Once again, we showed up just as the last half-dozen tables were about to be filled. It was a cool evening, and I was glad to be at a table closest to the open kitchen. It has a wood-fired pizza oven that radiates nicely.
Osman (a Turkish name, although he has no Turkish blood) suggested we do a chef's tasting menu. I never say no to that. MA, on the other hand, really ought to think twice about going that route, because it inevitably results in a meal full of dishes she doesn't eat. (Of which there is a large number.) And then, in order to prevent offense to the chef, she importunes me to eat hers and mine.
Steak tartare, for example. That was the first item to come out, with slivers of Parmigiano Reggiano cheese. The menu called it a carpaccio, which is not quite accurate. It was good enough for me to feel no reluctance to eat both. Good enough; needed a little more flavor edge from mustard or capers or lemon. The second course pleased her more: roasted beet dice in two colors with crabmeat and arugula. Here's something we have in common: a taste for beets.
The most interesting dish of the night was a round tower whose horizontal strata would have made a great but impossible to eat sandwich. Too thick to do anything but knock over the tower, and go after the salmon, the crabmeat, and the Louisiana caviar a step at a time. Squirts of creme fraiche with dill enriched the bites--a necessary offset to the bread between the layers of good stuff.
The previous tenant in this space was Italian, and made pizzas.

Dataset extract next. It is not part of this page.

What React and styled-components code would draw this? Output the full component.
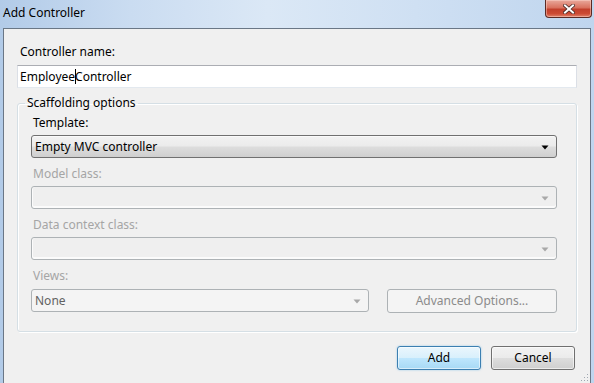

Pardo's doesn't bake a lot of pizza, but they do use the oven for the likes of the next dish. It's the now-obligatory roasted oysters on the half shell. The version here involves chorizo as the main enhancement, and that works. The topping is Romano cheese. Drago's famous char-broiled oysters have cheese, so everybody feels the need to follow suit--the only bad effect of the wide spread of that dish. The cheese takes over in this case. I think the Italians are right in saying that cheese and seafood don't really go together well. Still, it would be unlikely for this combination to be less than edible.
Somewhere in here the major house specialty--seared sea scallops topped with foie gras--showed up, but with an understudy. In lieu of the scallop (I had that last time I was here-- was a mini-slab of tuna, a bit overcooked. The foie gras was good. MA doesn't like either one of the main items. I rejoiced in that fact and took both tasting portions down.
And then a thick cut of mahi-mahi, topped and bottomed with something like a very fresh pico de gallo. This was a strong contender for Best Dish Of The Night. If they can cook fish this well, why isn't there more fish on the menu here?
That about did me in. But here came a pair of steaks. Ribeye for MA, nicely sauced with chimichurri and abetted with fresh-cut fries. And a basic filet mignon, large and well-trimmed on my side. She liked mine better than hers. I told Osman later that if I were him I wouldn't make steak his signature. Pardo's two strongest competitors--Keith Young's Steakhouse and Gallagher's Grill, both on the same highway in opposite directions--are so strong in the steak department that the market would be hard to penetrate.
Pardo's is a gourmet Creole bistro in the style familiar and popular all around New Orleans. But we have never had restaurants like that on the North Shore. Chef Jason West has a good feeling for the style, although I'll bet that after a year or two adjustments will be made for the North Shore palate. Which is a different target than, say, a Magazine Street bistro would have.
Pardo's. Covington: 69305 Hwy 21. 985-893-3603.